→ **Source material**:

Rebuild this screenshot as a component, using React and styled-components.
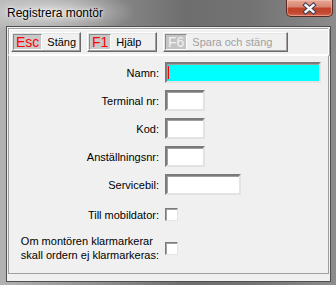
import React from 'react';
import styled, { createGlobalStyle } from 'styled-components';

const GlobalStyle = createGlobalStyle`
  html, body {
    margin: 0;
    padding: 0;
    background: #7a7a7a;
  }
  body {
    font-family: "Liberation Sans", Arial, sans-serif;
  }
`;

const App = () => {
  return (
    <>
      <GlobalStyle />
      <Window>
        <TitleBar>
          <Title>Registrera montör</Title>
          <CloseButton>
            <svg width="47" height="17" viewBox="0 0 47 17">
              <path d="M20 5 L28 12 M28 5 L20 12" stroke="#3c3f55" strokeWidth="4.6" strokeLinecap="square" fill="none" />
              <path d="M20 5 L28 12 M28 5 L20 12" stroke="#ffffff" strokeWidth="2.4" strokeLinecap="square" fill="none" />
            </svg>
          </CloseButton>
        </TitleBar>
        <Client>
          <Toolbar>
            <ToolButton $width={70}>
              <KeyBox>Esc</KeyBox>
              <ButtonLabel>Stäng</ButtonLabel>
            </ToolButton>
            <ToolButton $width={70}>
              <KeyBox>F1</KeyBox>
              <ButtonLabel>Hjälp</ButtonLabel>
            </ToolButton>
            <ToolButton $width={125} $disabled>
              <KeyBox $disabled>F6</KeyBox>
              <ButtonLabel $disabled>Spara och stäng</ButtonLabel>
            </ToolButton>
          </Toolbar>
          <FormPanel>
            <Row>
              <Label>Namn:</Label>
              <Field $width={156} $active>
                <Caret />
              </Field>
            </Row>
            <Row>
              <Label>Terminal nr:</Label>
              <Field $width={40} />
            </Row>
            <Row>
              <Label>Kod:</Label>
              <Field $width={40} />
            </Row>
            <Row>
              <Label>Anställningsnr:</Label>
              <Field $width={40} />
            </Row>
            <Row>
              <Label>Servicebil:</Label>
              <Field $width={76} />
            </Row>
            <Row $top={2}>
              <Label>Till mobildator:</Label>
              <Check />
            </Row>
            <Row $top={2}>
              <Label>
                Om montören klarmarkerar
                <br />
                skall ordern ej klarmarkeras:
              </Label>
              <Check />
            </Row>
          </FormPanel>
        </Client>
      </Window>
    </>
  );
};

const Window = styled.div`
  width: 336px;
  height: 285px;
  display: flex;
  flex-direction: column;
  overflow: hidden;
  background:
    radial-gradient(ellipse 85px 22px at 50px 12px, rgba(235, 235, 235, 0.75), rgba(235, 235, 235, 0) 100%),
    linear-gradient(90deg, #b2b2b2 0%, #8e8e8e 30%, #6e6e6e 55%, #737373 75%, #8c8c8c 100%);
`;

const TitleBar = styled.div`
  height: 26px;
  display: flex;
  align-items: flex-start;
  flex-shrink: 0;
`;

const Title = styled.div`
  padding-left: 7px;
  line-height: 26px;
  font-size: 12px;
  color: #000;
  text-shadow: 0 0 6px rgba(255, 255, 255, 0.9), 0 0 3px rgba(255, 255, 255, 0.8);
`;

const CloseButton = styled.div`
  margin-left: auto;
  margin-right: 3px;
  width: 47px;
  height: 17px;
  box-sizing: border-box;
  border: 1px solid #5b2a22;
  border-top: none;
  border-radius: 0 0 5px 5px;
  background: linear-gradient(#e7a796 0%, #d98572 42%, #c1442a 52%, #c3482f 78%, #d56a52 100%);
  box-shadow: inset 0 0 0 1px rgba(255, 210, 200, 0.45);
  display: flex;

  svg {
    margin-left: -1px;
  }
`;

const Client = styled.div`
  flex: 1;
  margin: 0 5px 3px 6px;
  border: 1px solid #4f4f4f;
  background: #f0f0f0;
  display: flex;
  flex-direction: column;
  padding: 1px 1px 7px 1px;
`;

const Toolbar = styled.div`
  height: 27px;
  box-sizing: border-box;
  border: 1px solid;
  border-color: #a0a0a0 #ffffff #ffffff #a0a0a0;
  box-shadow: inset 1px 1px 0 #ffffff, 1px 1px 0 #a0a0a0;
  display: flex;
  align-items: flex-start;
  gap: 6px;
  padding: 3px 2px 0 2px;
`;

const ToolButton = styled.div`
  width: ${p => p.$width}px;
  height: 20px;
  box-sizing: border-box;
  border: 1px solid;
  border-color: #ffffff #696969 #696969 #ffffff;
  box-shadow: inset -1px -1px 0 #a0a0a0, inset 1px 1px 0 #e3e3e3;
  background: #f0f0f0;
  display: flex;
  align-items: center;
  gap: 5px;
  padding: 0 1px;
`;

const KeyBox = styled.div`
  height: 16px;
  box-sizing: border-box;
  padding: 0 2px;
  border: 1px solid;
  border-color: #8a8a8a #ffffff #ffffff #8a8a8a;
  background: ${p => (p.$disabled ? '#c4c4c4' : '#c8c8c8')};
  color: ${p => (p.$disabled ? '#f2f2f2' : '#ff0000')};
  font-size: 14px;
  line-height: 14px;
  display: flex;
  align-items: center;
`;

const ButtonLabel = styled.span`
  font-size: 11px;
  color: ${p => (p.$disabled ? '#a0a0a0' : '#000')};
`;

const FormPanel = styled.div`
  flex: 1;
  border: 1px solid #a0a0a0;
  border-top-color: #ffffff;
  display: flex;
  flex-direction: column;
  gap: 7px;
  padding-top: 6px;
`;

const Row = styled.div`
  display: flex;
  align-items: center;
  gap: 6px;
  min-height: 21px;
  margin-top: ${p => p.$top || 0}px;
`;

const Label = styled.div`
  width: 150px;
  flex-shrink: 0;
  display: flex;
  justify-content: flex-end;
  font-size: 11px;
  line-height: 14px;
  color: #000;
  white-space: nowrap;
  text-align: left;
`;

const Field = styled.div`
  width: ${p => p.$width}px;
  height: 21px;
  box-sizing: border-box;
  border: 2px solid;
  border-color: #7a7a7a #e3e3e3 #e3e3e3 #7a7a7a;
  box-shadow: inset 1px 1px 0 #a0a0a0;
  background: ${p => (p.$active ? '#00ffff' : '#ffffff')};
  display: flex;
  align-items: center;
  padding-left: 1px;
`;

const Caret = styled.span`
  width: 1px;
  height: 13px;
  background: #ff0000;
`;

const Check = styled.div`
  width: 13px;
  height: 13px;
  box-sizing: border-box;
  border: 1px solid;
  border-color: #7a7a7a #e3e3e3 #e3e3e3 #7a7a7a;
  box-shadow: inset 1px 1px 0 #a0a0a0;
  background: #ffffff;
`;

export default App;
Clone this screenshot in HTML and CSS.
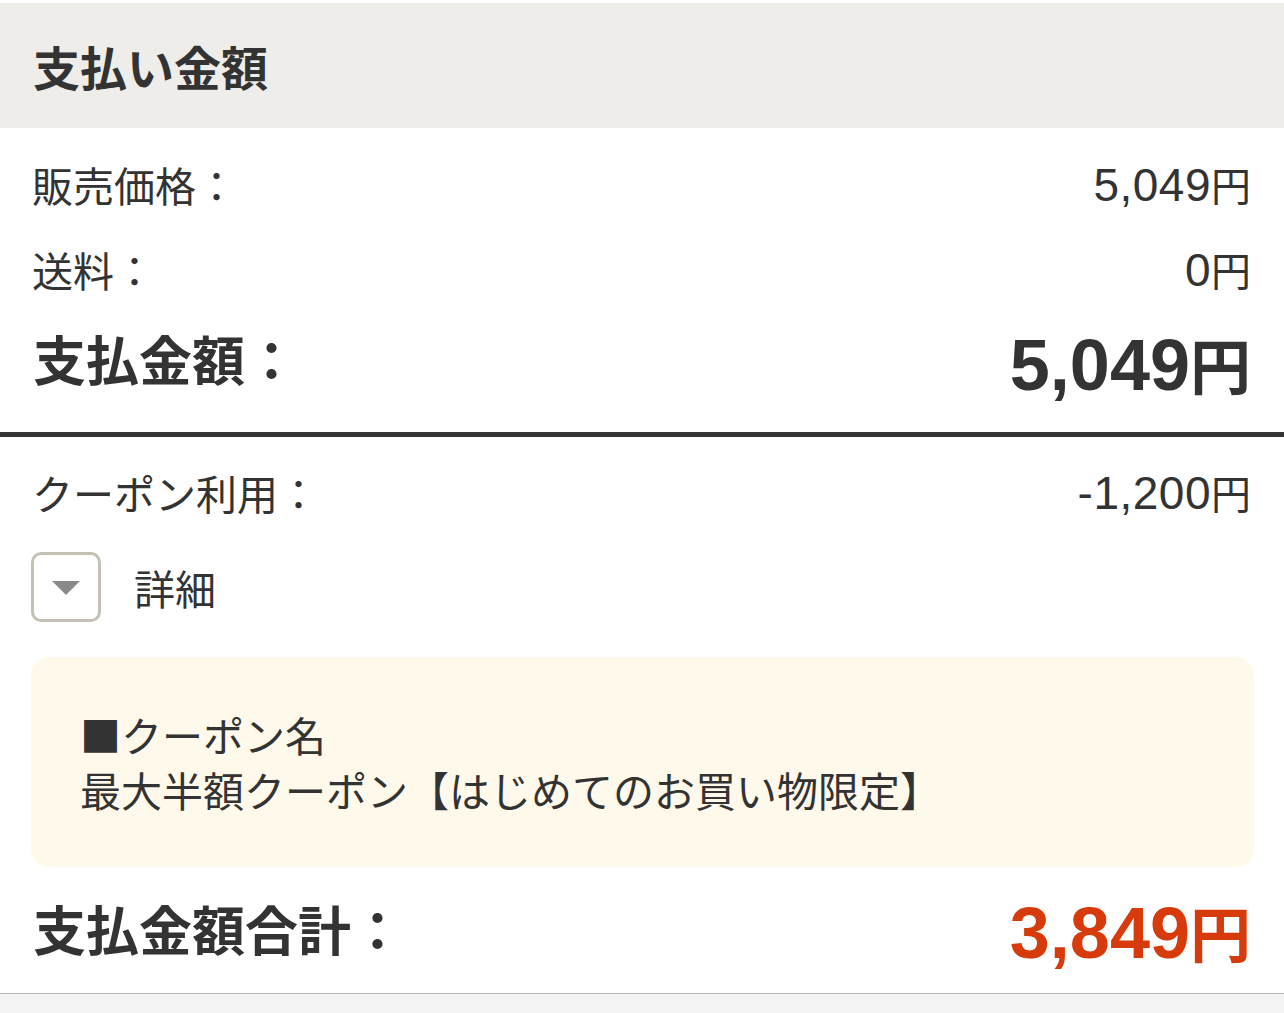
FILE: index.html
```html
<!DOCTYPE html>
<html lang="ja">
<head>
<meta charset="utf-8">
<title>支払い金額</title>
<link rel="stylesheet" href="styles.css">
</head>
<body>
<div class="page">
  <div class="header">支払い金額</div>
  <div class="summary">
    <div class="row">
      <span class="label">販売価格：</span>
      <span class="value">5,049<span class="yen">円</span></span>
    </div>
    <div class="row">
      <span class="label">送料：</span>
      <span class="value">0<span class="yen">円</span></span>
    </div>
    <div class="row row-big">
      <span class="label-big">支払金額：</span>
      <span class="value-big">5,049<span class="yen">円</span></span>
    </div>
  </div>
  <div class="divider"></div>
  <div class="coupon">
    <div class="row">
      <span class="label">クーポン利用：</span>
      <span class="value">-1,200<span class="yen">円</span></span>
    </div>
    <div class="detail-toggle">
      <span class="toggle-btn"><span class="tri"></span></span>
      <span class="detail-label">詳細</span>
    </div>
    <div class="coupon-box">
      <div class="coupon-line">■クーポン名</div>
      <div class="coupon-line">最大半額クーポン【はじめてのお買い物限定】</div>
    </div>
    <div class="row row-total">
      <span class="label-big">支払金額合計：</span>
      <span class="value-big value-red">3,849<span class="yen">円</span></span>
    </div>
  </div>
  <div class="footer"></div>
</div>
</body>
</html>
```
FILE: styles.css
```css
* { box-sizing: border-box; }
html, body {
  margin: 0;
  padding: 0;
  background: #ffffff;
}
body {
  font-family: "Noto Sans CJK JP", "Noto Sans", sans-serif;
  color: #333333;
}
.page {
  padding-top: 3px;
  display: flex;
  flex-direction: column;
  min-height: 1013px;
}
.header {
  height: 125px;
  background: #eeede9;
  padding-left: 33px;
  display: flex;
  align-items: center;
  font-size: 47px;
  font-weight: 700;
  line-height: 1;
}
.summary {
  padding: 14px 33px 20px 32px;
}
.row {
  height: 85px;
  display: flex;
  justify-content: space-between;
  align-items: center;
}
.label {
  font-size: 41px;
  line-height: 1;
  font-weight: 400;
}
.value {
  font-family: "Liberation Sans", "Noto Sans CJK JP", sans-serif;
  font-size: 46px;
  line-height: 1;
  font-weight: 400;
  letter-spacing: 0.5px;
  color: #333;
}
.yen {
  font-family: "Noto Sans CJK JP", sans-serif;
  font-size: 40px;
  letter-spacing: 0;
}
.row-big {
  height: 100px;
}
.row-big .label-big {
  margin-top: -8px;
}
.label-big {
  font-size: 53px;
  font-weight: 700;
  line-height: 1;
  padding-left: 1px;
}
.value-big {
  font-family: "Liberation Sans", "Noto Sans CJK JP", sans-serif;
  font-size: 72px;
  font-weight: 700;
  line-height: 1;
  margin-top: 6px;
}
.value-big .yen {
  font-size: 61px;
}
.value-red {
  color: #d83b0b;
}
.divider {
  height: 5px;
  background: #333333;
}
.coupon {
  padding: 13px 33px 0 32px;
}
.detail-toggle {
  margin-top: 17px;
  height: 70px;
  display: flex;
  align-items: center;
  gap: 33px;
}
.toggle-btn {
  width: 70px;
  height: 70px;
  margin-left: -1px;
  border: 3px solid #c4c0b6;
  border-radius: 10px;
  display: flex;
  align-items: center;
  justify-content: center;
}
.tri {
  width: 0;
  height: 0;
  border-left: 14px solid transparent;
  border-right: 14px solid transparent;
  border-top: 14px solid #8a8a8a;
  margin-top: 1px;
}
.detail-label {
  font-size: 41px;
  line-height: 1;
}
.coupon-box {
  margin: 35px -3px 0 -1px;
  height: 210px;
  background: #fef9ea;
  border-radius: 18px;
  padding: 50px 48px 0 49px;
}
.coupon-line {
  font-size: 41px;
  line-height: 55px;
}
.row-total {
  height: 126px;
}
.row-total .label-big {
  margin-top: -4px;
}
.footer {
  flex: 1;
  border-top: 1px solid #b5b5b5;
  background: #f3f3f3;
}
```
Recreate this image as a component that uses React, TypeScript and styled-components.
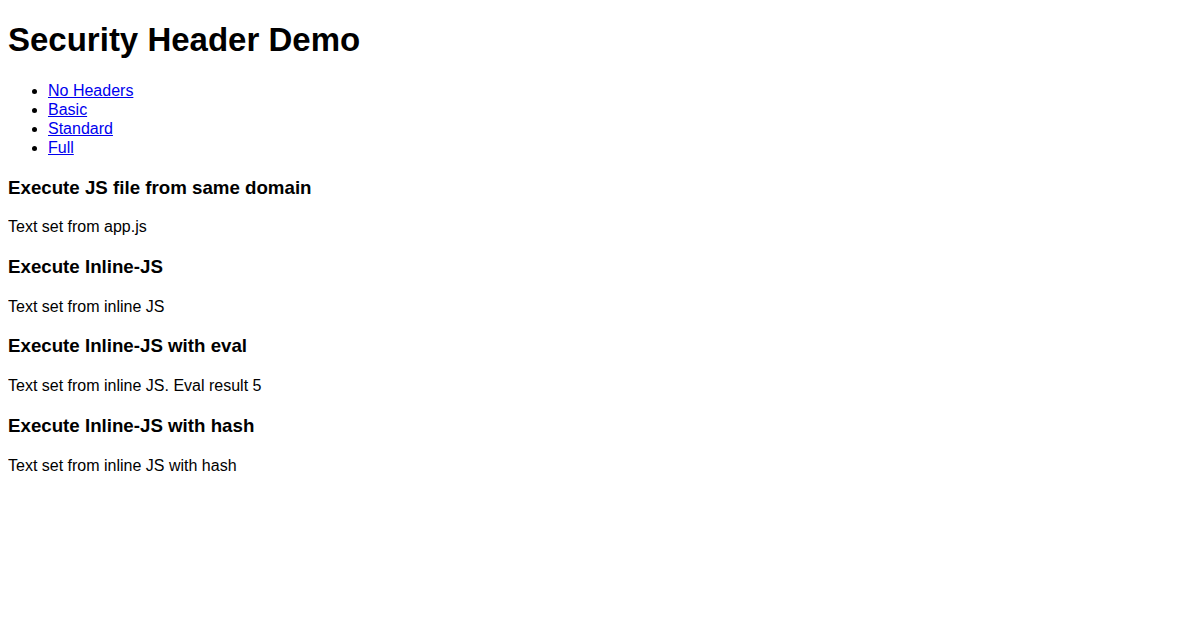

→ **What is asked**: Filter the listing for the word "React" and copy every line that holds it.

→ **The solution**:
Rebuild this screenshot as a component, using React and styled-components.
import React from 'react';
Recreate this image as a component that uses React, TypeScript and styled-components.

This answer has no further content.